◆ Instructions for the task
Omit all pictures and transcribe only the lines in the entries below that run from the line with "Clone this screenshot" through the line with "import React from 'react';".

◆ Material shown
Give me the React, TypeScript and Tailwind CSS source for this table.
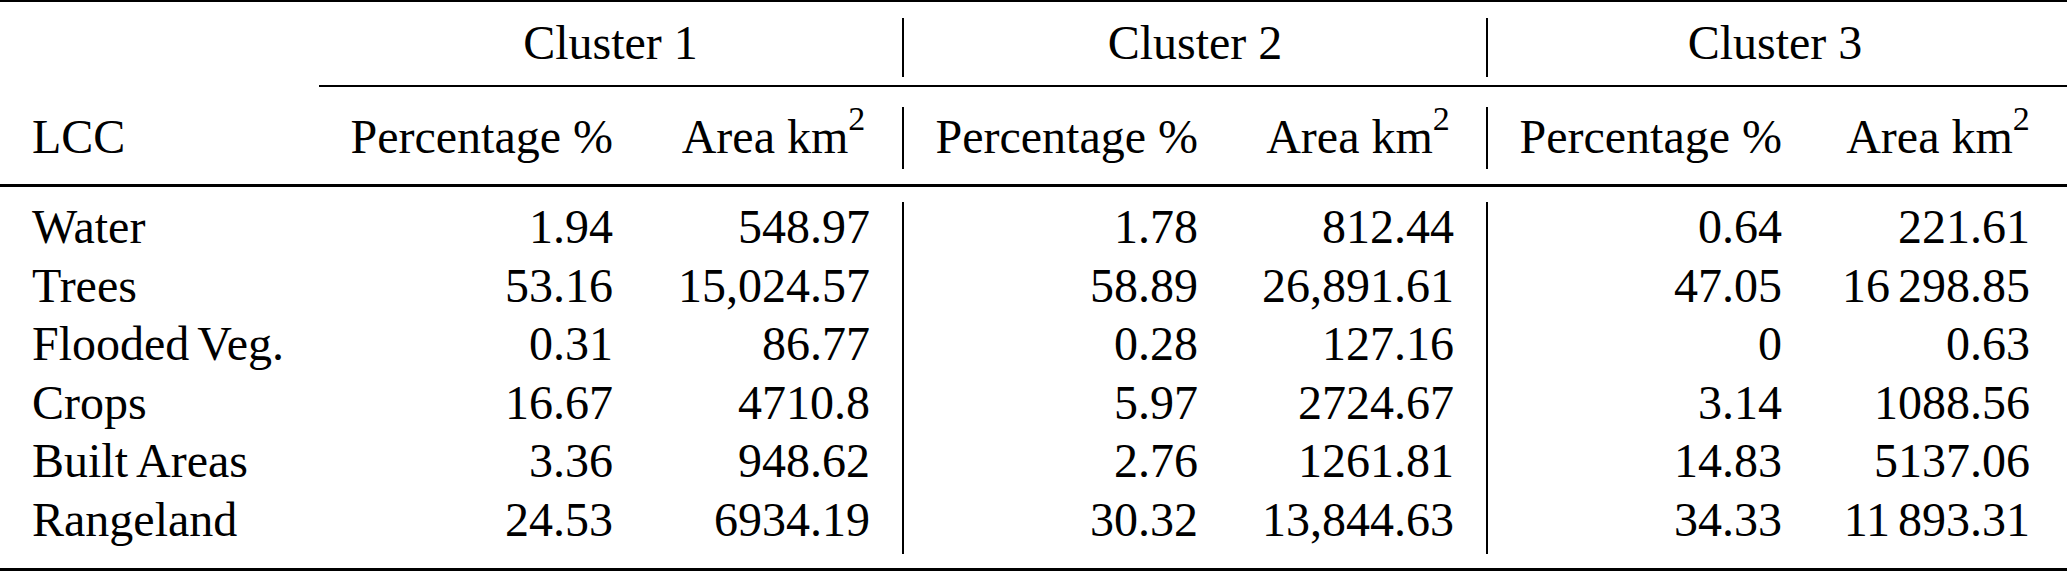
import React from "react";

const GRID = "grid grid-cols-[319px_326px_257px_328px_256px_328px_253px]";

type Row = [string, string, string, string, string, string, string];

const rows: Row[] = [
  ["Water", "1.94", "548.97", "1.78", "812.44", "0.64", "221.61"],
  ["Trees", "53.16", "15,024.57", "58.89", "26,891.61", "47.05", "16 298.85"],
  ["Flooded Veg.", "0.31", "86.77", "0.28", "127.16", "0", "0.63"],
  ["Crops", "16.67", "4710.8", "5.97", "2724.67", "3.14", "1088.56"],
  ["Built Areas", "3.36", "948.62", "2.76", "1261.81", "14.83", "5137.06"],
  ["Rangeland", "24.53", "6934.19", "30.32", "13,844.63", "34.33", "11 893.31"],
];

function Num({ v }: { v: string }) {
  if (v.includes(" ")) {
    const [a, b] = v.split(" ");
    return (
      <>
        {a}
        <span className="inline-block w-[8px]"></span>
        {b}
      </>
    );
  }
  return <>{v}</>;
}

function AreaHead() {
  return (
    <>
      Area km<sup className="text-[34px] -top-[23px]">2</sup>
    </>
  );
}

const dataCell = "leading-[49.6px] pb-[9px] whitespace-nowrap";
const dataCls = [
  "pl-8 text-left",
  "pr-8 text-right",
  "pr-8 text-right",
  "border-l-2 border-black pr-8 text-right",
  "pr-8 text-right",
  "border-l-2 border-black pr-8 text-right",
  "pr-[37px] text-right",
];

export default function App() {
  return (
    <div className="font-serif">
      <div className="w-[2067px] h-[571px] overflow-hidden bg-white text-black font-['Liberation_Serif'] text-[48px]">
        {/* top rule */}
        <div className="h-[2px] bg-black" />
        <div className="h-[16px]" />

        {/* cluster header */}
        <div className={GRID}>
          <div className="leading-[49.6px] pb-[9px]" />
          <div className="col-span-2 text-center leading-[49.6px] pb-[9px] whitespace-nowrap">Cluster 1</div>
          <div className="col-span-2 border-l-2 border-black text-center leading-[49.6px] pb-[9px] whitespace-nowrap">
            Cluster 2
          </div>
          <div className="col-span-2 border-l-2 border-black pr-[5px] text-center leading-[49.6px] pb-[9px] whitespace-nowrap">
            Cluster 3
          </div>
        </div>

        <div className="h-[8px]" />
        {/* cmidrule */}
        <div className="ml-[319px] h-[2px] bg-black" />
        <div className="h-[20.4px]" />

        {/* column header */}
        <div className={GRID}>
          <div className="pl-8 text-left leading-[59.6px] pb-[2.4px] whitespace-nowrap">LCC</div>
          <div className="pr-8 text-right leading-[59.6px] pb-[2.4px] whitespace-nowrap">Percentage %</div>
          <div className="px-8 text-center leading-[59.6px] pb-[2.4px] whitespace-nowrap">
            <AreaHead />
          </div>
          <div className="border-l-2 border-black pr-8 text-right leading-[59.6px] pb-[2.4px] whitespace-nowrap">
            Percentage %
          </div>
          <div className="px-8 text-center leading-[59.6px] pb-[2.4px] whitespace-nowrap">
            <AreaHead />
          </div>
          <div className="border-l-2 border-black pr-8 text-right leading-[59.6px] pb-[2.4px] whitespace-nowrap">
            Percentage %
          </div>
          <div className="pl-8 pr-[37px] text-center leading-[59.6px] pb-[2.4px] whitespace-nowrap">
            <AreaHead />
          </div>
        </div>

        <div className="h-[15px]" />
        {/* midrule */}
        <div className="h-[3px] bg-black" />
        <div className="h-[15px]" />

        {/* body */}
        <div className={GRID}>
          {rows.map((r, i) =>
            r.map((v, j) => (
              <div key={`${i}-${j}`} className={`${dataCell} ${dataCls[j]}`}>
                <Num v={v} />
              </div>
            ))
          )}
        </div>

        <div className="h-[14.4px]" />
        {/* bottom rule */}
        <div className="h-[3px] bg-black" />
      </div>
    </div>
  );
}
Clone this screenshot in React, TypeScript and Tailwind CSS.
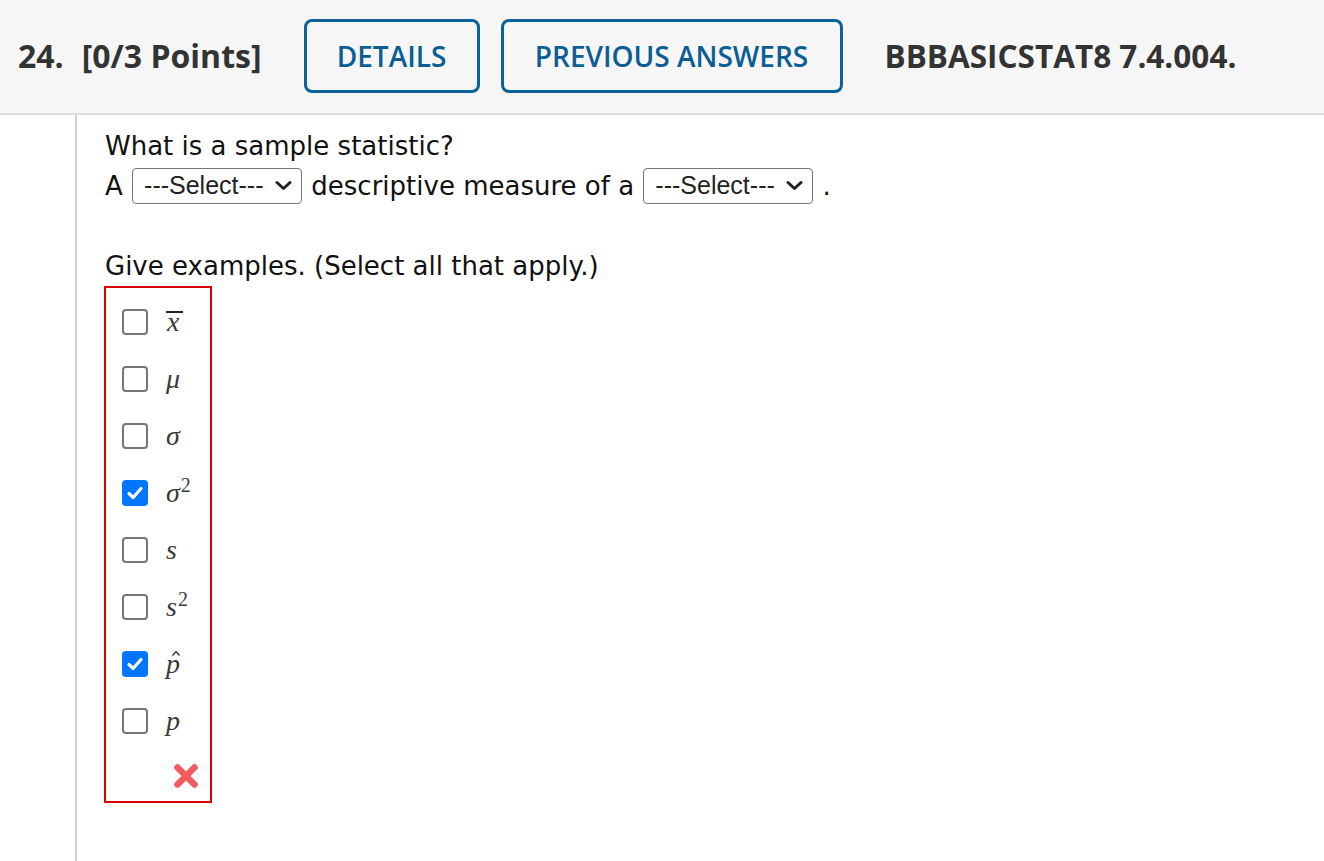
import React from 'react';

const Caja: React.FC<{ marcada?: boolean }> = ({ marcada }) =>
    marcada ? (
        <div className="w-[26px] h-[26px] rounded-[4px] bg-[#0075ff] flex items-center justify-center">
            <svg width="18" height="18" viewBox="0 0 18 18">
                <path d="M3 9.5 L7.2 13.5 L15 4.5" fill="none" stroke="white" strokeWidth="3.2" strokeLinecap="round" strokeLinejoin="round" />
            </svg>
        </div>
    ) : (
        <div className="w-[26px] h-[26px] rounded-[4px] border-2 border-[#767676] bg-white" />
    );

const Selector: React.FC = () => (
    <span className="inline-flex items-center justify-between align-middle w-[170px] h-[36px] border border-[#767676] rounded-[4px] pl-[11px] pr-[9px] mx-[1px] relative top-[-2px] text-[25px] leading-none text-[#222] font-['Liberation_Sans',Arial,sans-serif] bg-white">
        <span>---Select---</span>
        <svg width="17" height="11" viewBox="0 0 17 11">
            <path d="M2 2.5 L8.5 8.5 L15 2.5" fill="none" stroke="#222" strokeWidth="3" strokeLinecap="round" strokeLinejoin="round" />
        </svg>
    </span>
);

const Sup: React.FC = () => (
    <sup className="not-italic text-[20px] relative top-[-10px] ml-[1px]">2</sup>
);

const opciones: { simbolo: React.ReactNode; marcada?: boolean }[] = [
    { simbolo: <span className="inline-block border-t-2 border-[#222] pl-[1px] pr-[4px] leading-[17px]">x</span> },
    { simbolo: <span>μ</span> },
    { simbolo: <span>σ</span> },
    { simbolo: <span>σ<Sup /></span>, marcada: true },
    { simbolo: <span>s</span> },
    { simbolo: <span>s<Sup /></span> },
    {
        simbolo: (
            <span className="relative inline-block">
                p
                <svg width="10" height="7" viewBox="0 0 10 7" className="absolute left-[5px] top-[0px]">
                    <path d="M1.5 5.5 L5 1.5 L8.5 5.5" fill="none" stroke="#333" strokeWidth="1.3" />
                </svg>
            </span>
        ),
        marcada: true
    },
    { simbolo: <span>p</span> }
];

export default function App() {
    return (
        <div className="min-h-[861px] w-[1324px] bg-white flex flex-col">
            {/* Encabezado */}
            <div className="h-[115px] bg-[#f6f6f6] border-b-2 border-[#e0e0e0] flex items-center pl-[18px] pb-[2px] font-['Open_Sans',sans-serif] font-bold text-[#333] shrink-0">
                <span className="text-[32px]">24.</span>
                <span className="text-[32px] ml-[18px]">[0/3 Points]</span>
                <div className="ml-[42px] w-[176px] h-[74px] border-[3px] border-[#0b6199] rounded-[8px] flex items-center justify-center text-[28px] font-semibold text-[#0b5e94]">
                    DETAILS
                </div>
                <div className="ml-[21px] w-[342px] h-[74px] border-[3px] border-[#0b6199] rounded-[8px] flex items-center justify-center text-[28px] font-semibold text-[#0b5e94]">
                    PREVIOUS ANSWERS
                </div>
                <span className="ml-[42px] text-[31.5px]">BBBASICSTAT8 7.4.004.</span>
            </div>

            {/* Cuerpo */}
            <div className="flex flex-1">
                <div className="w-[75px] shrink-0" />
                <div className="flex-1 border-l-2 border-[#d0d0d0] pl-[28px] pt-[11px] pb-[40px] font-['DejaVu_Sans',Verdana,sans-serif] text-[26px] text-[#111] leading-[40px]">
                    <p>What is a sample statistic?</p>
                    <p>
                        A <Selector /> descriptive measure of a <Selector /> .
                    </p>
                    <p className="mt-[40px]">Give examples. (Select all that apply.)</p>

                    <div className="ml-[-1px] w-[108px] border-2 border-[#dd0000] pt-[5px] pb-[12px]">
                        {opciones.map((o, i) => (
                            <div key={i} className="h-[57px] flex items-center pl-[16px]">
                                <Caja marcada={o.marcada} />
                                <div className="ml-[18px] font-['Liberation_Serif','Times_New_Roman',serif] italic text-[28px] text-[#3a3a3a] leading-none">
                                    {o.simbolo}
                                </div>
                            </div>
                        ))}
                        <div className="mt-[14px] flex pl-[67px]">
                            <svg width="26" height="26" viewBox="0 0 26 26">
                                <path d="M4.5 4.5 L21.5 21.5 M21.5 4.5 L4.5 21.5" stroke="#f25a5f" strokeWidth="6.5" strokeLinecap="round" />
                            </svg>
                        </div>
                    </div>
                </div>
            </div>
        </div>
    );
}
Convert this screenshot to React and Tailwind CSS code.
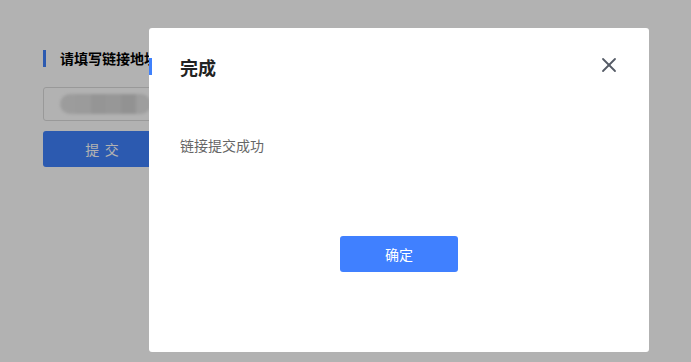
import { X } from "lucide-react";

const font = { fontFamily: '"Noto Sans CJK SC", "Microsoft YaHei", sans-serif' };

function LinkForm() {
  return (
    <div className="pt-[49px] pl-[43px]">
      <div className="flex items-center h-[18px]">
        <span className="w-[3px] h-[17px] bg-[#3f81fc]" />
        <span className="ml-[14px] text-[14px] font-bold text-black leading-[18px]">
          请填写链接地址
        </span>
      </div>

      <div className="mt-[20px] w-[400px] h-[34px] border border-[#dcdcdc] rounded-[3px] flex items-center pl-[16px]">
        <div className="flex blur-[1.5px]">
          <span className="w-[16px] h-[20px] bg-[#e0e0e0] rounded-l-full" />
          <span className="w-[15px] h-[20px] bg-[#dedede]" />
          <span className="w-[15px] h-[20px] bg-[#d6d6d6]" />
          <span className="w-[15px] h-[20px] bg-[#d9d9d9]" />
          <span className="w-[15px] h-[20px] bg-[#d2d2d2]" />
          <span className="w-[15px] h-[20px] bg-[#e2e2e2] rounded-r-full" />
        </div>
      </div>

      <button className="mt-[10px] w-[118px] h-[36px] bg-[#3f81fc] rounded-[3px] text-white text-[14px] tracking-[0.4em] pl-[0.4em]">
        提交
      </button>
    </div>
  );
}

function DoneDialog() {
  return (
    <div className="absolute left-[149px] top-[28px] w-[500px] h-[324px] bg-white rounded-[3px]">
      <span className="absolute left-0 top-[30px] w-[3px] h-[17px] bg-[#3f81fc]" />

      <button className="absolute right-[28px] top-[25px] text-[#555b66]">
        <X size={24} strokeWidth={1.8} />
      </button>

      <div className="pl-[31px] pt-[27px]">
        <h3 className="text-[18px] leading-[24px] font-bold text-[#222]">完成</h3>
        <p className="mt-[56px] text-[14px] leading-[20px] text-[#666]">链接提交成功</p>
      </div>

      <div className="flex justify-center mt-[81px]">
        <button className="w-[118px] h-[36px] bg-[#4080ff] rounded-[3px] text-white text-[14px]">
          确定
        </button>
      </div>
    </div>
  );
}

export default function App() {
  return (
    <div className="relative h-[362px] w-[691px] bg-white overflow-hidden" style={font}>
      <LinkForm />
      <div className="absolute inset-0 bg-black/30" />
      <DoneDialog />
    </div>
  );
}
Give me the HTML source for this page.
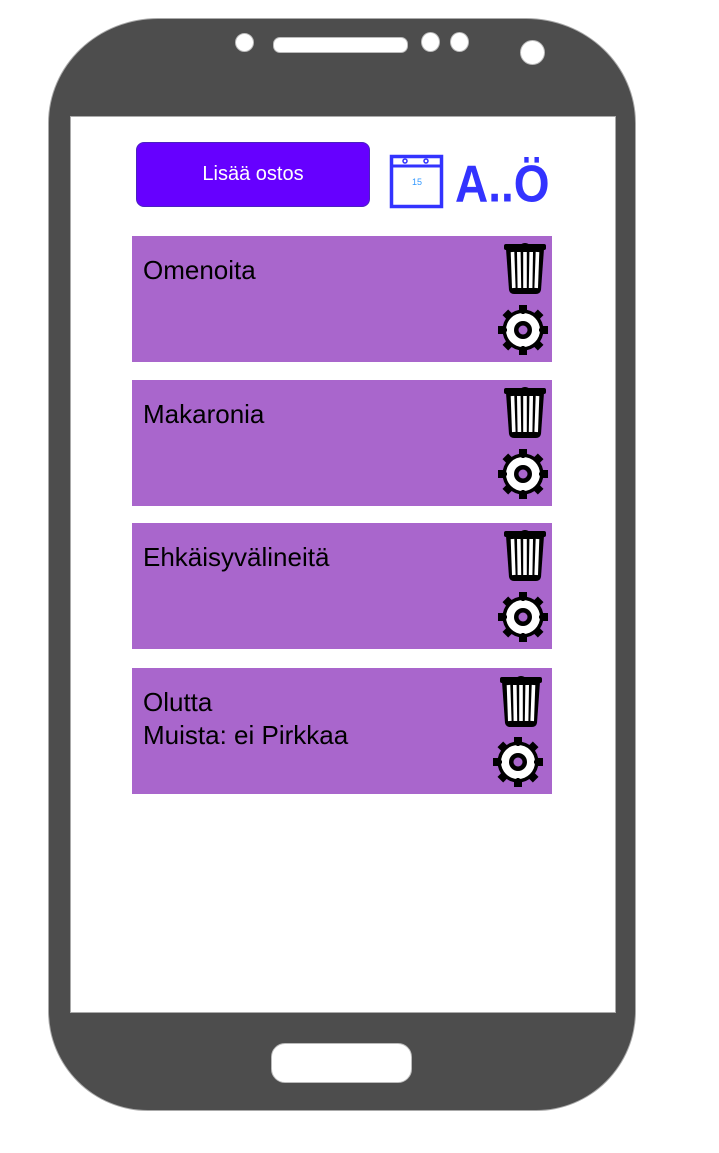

◆ Answer in full
Clone this screenshot in React, TypeScript and Tailwind CSS.
import React from 'react';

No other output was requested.